▶ INSTRUCTIONS FOR THE TASK
Starting at the first line of the data, print each line verbatim up to and including the line bearing "number; badge?: number;", omitting pictures.

▶ DATA PROVIDED
■ ■ ■ ■ ■
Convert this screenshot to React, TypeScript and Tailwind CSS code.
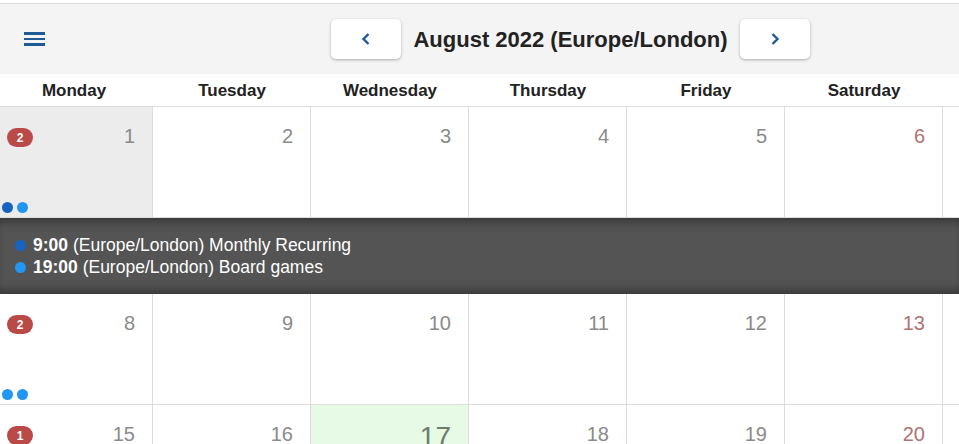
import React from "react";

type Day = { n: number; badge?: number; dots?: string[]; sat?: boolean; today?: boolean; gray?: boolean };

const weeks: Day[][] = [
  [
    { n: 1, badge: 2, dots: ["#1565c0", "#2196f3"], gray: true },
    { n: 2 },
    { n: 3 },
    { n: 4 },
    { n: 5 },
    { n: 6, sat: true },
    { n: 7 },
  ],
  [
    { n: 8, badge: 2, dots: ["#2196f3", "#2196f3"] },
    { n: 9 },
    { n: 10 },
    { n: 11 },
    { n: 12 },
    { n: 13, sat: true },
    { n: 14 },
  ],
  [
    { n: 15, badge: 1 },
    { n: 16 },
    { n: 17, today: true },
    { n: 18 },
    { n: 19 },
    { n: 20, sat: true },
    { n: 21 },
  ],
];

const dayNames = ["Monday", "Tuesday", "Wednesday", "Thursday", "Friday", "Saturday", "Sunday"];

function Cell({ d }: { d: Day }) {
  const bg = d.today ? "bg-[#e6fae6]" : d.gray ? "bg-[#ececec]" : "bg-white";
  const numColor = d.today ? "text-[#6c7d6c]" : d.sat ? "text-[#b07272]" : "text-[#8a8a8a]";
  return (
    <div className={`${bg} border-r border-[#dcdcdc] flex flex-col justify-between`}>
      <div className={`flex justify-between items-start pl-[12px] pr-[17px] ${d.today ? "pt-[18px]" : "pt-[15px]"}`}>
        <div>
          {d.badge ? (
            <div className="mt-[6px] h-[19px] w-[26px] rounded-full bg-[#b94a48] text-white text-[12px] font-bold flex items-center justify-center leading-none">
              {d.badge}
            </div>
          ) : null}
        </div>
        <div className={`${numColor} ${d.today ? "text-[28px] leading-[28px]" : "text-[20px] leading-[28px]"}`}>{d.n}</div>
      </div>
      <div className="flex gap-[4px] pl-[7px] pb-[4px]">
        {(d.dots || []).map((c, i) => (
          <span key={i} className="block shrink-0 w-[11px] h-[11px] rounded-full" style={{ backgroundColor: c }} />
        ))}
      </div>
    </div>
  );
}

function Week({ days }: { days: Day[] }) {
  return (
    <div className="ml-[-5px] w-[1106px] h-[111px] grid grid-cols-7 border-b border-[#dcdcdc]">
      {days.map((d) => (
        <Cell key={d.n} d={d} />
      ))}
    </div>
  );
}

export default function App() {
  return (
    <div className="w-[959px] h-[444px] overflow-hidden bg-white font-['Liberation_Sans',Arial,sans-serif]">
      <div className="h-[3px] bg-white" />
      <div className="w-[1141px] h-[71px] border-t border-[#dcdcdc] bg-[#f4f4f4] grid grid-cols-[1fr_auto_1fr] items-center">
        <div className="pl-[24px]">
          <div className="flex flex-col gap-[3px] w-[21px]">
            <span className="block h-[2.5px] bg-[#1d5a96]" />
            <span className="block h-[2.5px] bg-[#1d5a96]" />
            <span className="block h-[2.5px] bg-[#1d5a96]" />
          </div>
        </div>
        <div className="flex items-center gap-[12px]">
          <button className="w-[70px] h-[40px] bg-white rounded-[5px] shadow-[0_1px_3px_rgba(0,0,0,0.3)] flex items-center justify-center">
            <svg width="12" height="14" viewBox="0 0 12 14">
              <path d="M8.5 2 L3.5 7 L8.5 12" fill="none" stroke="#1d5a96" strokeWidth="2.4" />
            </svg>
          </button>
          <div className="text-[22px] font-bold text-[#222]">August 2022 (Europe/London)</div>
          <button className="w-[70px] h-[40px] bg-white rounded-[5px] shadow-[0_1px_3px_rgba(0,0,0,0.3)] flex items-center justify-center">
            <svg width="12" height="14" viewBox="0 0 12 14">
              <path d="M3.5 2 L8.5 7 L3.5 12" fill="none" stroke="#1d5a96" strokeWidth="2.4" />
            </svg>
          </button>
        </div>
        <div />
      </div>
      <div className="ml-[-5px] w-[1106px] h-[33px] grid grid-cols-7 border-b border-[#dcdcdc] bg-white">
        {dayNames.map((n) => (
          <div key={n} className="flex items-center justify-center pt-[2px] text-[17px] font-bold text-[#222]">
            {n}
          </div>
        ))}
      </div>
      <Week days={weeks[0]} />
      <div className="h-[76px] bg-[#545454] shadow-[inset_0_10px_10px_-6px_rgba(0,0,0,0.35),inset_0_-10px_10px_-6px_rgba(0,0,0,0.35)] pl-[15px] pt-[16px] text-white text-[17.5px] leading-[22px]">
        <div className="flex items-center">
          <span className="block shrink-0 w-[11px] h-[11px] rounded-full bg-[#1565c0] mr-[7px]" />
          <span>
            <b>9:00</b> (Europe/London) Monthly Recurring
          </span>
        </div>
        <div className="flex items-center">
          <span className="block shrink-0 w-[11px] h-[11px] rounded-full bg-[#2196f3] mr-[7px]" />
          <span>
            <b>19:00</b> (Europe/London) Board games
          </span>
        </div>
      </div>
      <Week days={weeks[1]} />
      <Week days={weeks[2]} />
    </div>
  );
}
■ ■ ■ ■ ■
▶ COMPLETED EXERCISE
Convert this screenshot to React, TypeScript and Tailwind CSS code.
import React from "react";

type Day = { n: number; badge?: number; dots?: string[]; sat?: boolean; today?: boolean; gray?: boolean };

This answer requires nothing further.